To understand how this works it is necessary to understand how Btrfs makes use of "extents". An extent is a contiguous set of blocks on the storage device and also a contiguous set of blocks in a file (at least initially). It has a "logical address" that is mapped to a physical location on one, or perhaps more, of the underlying devices. An extent can become part of several different files, either through snapshots, reflinks, or deduplication. To allow this storage space to ultimately be reused, Btrfs maintains a reference count for each extent and will not re-use any of the space until that count becomes zero.

It is not generally possible to split an extent. If a single block is written into the middle of a large extent, the "copy on write" design of Btrfs requires that either the whole extent be copied or that the file's indexing information be changed to point to the first half of the extent, then the new block, then the remainder of the extent. Btrfs takes the latter approach.

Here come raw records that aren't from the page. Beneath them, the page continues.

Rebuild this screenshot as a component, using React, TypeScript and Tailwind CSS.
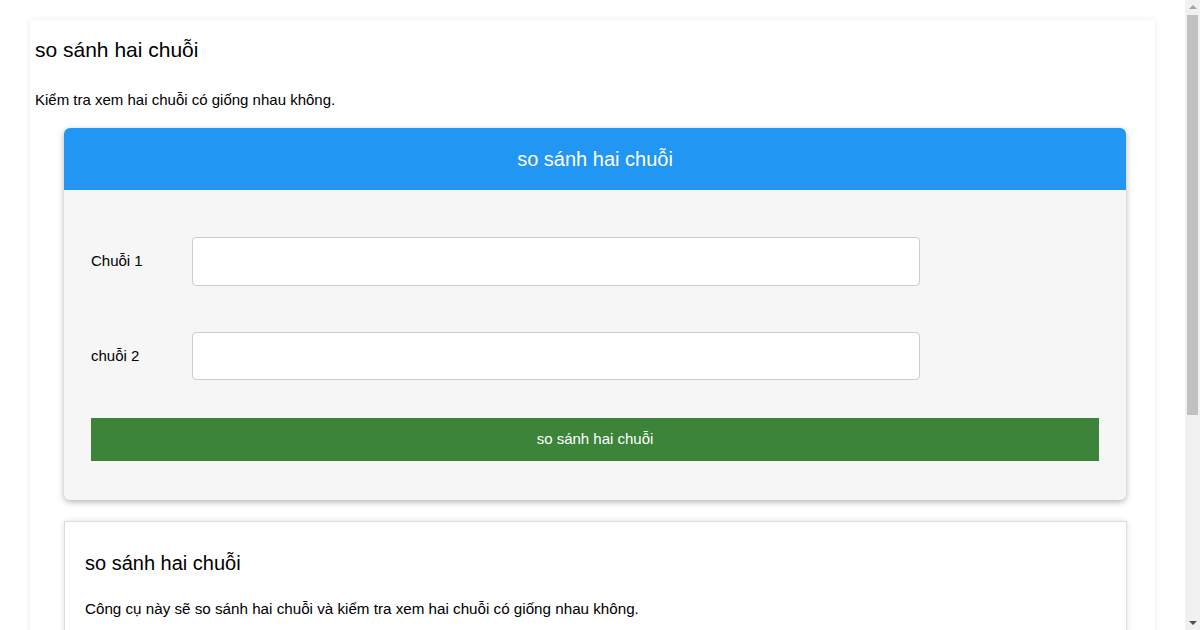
export default function App() {
  return (
    <div className="min-h-[700px] bg-white font-['Liberation_Sans',Arial,sans-serif] text-black">
      <div className="ml-[30px] mt-5 w-[1125px] bg-white px-[5px] pb-10 shadow-[0_0_6px_rgba(0,0,0,0.08)]">
        <h1 className="pt-[17px] text-[21px] leading-[26px]">so sánh hai chuỗi</h1>
        <p className="mt-[27px] text-[15px] leading-[20px]">Kiểm tra xem hai chuỗi có giống nhau không.</p>

        {/* form card */}
        <div className="ml-[29px] mt-[18px] w-[1062px] overflow-hidden rounded-md bg-[#f6f6f6] shadow-[0_2px_6px_rgba(0,0,0,0.3)]">
          <div className="flex h-[62px] items-center justify-center bg-[#2196f3] text-[20px] text-white">
            so sánh hai chuỗi
          </div>
          <div className="px-[27px] pb-[39px] pt-[47px]">
            <div className="flex items-center">
              <label className="w-[101px] text-[15px]">Chuỗi 1</label>
              <input type="text" className="h-[49px] w-[728px] rounded border border-[#ccc] bg-white px-3 outline-none" />
            </div>
            <div className="mt-[46px] flex items-center">
              <label className="w-[101px] text-[15px]">chuỗi 2</label>
              <input type="text" className="h-[48px] w-[728px] rounded border border-[#ccc] bg-white px-3 outline-none" />
            </div>
            <button type="button" className="mt-[38px] h-[43px] w-full bg-[#3b8439] text-[15px] text-white">
              so sánh hai chuỗi
            </button>
          </div>
        </div>

        {/* info card */}
        <div className="ml-[29px] mt-[21px] w-[1063px] border border-[#ddd] bg-white px-5 pb-8 pt-[28px] shadow-[0_0_6px_rgba(0,0,0,0.12)]">
          <h2 className="text-[20px] leading-[26px]">so sánh hai chuỗi</h2>
          <p className="mt-[23px] text-[15.2px] leading-[20px]">
            Công cụ này sẽ so sánh hai chuỗi và kiểm tra xem hai chuỗi có giống nhau không.
          </p>
        </div>
      </div>

      {/* scrollbar */}
      <div className="fixed right-0 top-0 flex h-[630px] w-[15px] flex-col items-center bg-[#f1f1f1]">
        <div className="mt-[5px] h-0 w-0 border-x-[4px] border-b-[4px] border-x-transparent border-b-[#a3a3a3]" />
        <div className="mt-[6px] h-[400px] w-[11px] bg-[#c1c1c1]" />
        <div className="mt-auto mb-[5px] h-0 w-0 border-x-[4px] border-t-[4px] border-x-transparent border-t-[#505050]" />
      </div>
    </div>
  )
}
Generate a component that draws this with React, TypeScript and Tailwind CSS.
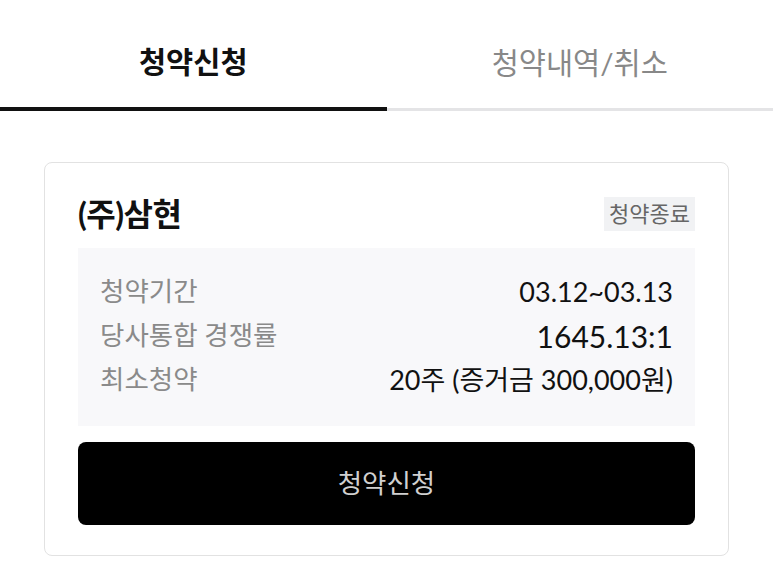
const font = { fontFamily: "Lato, 'Noto Sans CJK KR', sans-serif" };

const rows = [
  { label: "청약기간", value: "03.12~03.13", big: false },
  { label: "당사통합 경쟁률", value: "1645.13:1", big: true },
  { label: "최소청약", value: "20주 (증거금 300,000원)", big: false },
];

export default function App() {
  return (
    <div className="w-[773px] h-[575px] bg-white overflow-hidden" style={font}>
      {/* tabs */}
      <div className="flex">
        <div className="flex-1 h-[111px] flex flex-col">
          <div className="flex-1 flex items-center justify-center pt-[18px] text-[29.5px] font-bold text-[#111]">
            청약신청
          </div>
          <div className="h-[4px] bg-[#111]" />
        </div>
        <div className="flex-1 h-[111px] flex flex-col">
          <div className="flex-1 flex items-center justify-center pt-[18px] text-[29.5px] text-[#888]">
            청약내역/취소
          </div>
          <div className="h-[3px] bg-[#e4e4e6]" />
        </div>
      </div>

      {/* card */}
      <div className="mx-[44px] mt-[51px] border border-[#e2e2e2] rounded-[8px] px-[33px] pt-[33px] pb-[30px]">
        <div className="flex items-center justify-between h-[35px]">
          <div className="text-[32px] font-bold text-[#111] tracking-[-0.5px]">(주)삼현</div>
          <div className="h-[34px] px-[5px] flex items-center bg-[#f1f2f4] text-[22px] text-[#666]">
            청약종료
          </div>
        </div>

        <div className="mt-[17px] bg-[#f8f8fa] pl-[22px] pr-[22px] pt-[22px] pb-[24px]">
          {rows.map((r) => (
            <div key={r.label} className="h-[44px] flex items-center justify-between">
              <span className="text-[26.5px] text-[#8a8a8a]">{r.label}</span>
              <span className={r.big ? "text-[30px] text-[#111]" : "text-[27px] text-[#111]"}>
                {r.value}
              </span>
            </div>
          ))}
        </div>

        <button className="mt-[16px] w-full h-[83px] bg-black rounded-[8px] flex items-center justify-center text-[26.5px] text-[#d0d0d0]">
          청약신청
        </button>
      </div>
    </div>
  );
}
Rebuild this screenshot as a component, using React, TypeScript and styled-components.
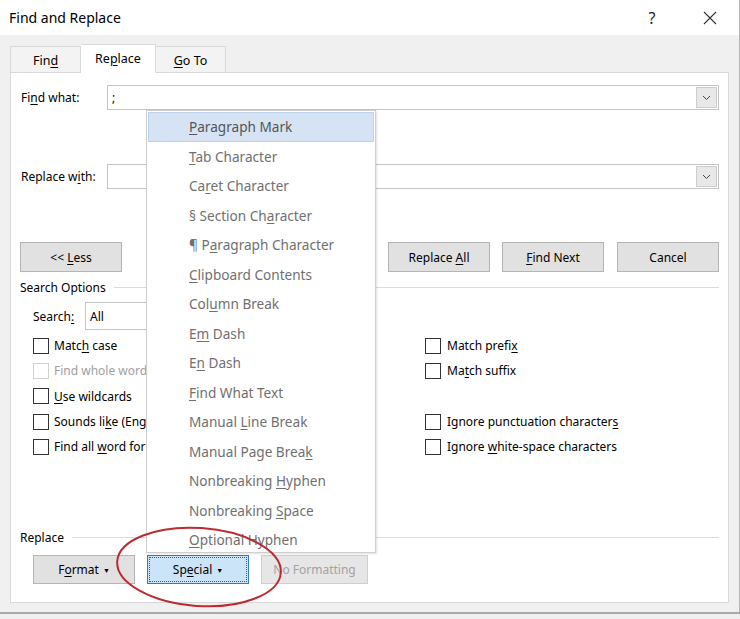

When FIDEDUPERANGE is used, the file indexes will be updated to point to the relevant extents or partial extents of the source file, and the reference counts on the various extents will be increased or decreased as appropriate. This may not release quite as much space as expected since there may have been extents that were only partially identical between two files. The identical part in one extent may have no files including it any more, but the space will not be freed until the whole extent is no longer referenced.

duperemove is a tool that can be used to examine a set of files, look for duplicated regions, and call the ioctl to remove that duplication from the underlying storage. This can be useful anywhere that files are likely to be completely or largely the same, but where they need to be kept separate for administrative or other practical reasons. A common use case is filesystem images used for virtualization or the multiple similar-but-not-identical file sets used by containers. Running duperemove from time to time could save a lot of disk space.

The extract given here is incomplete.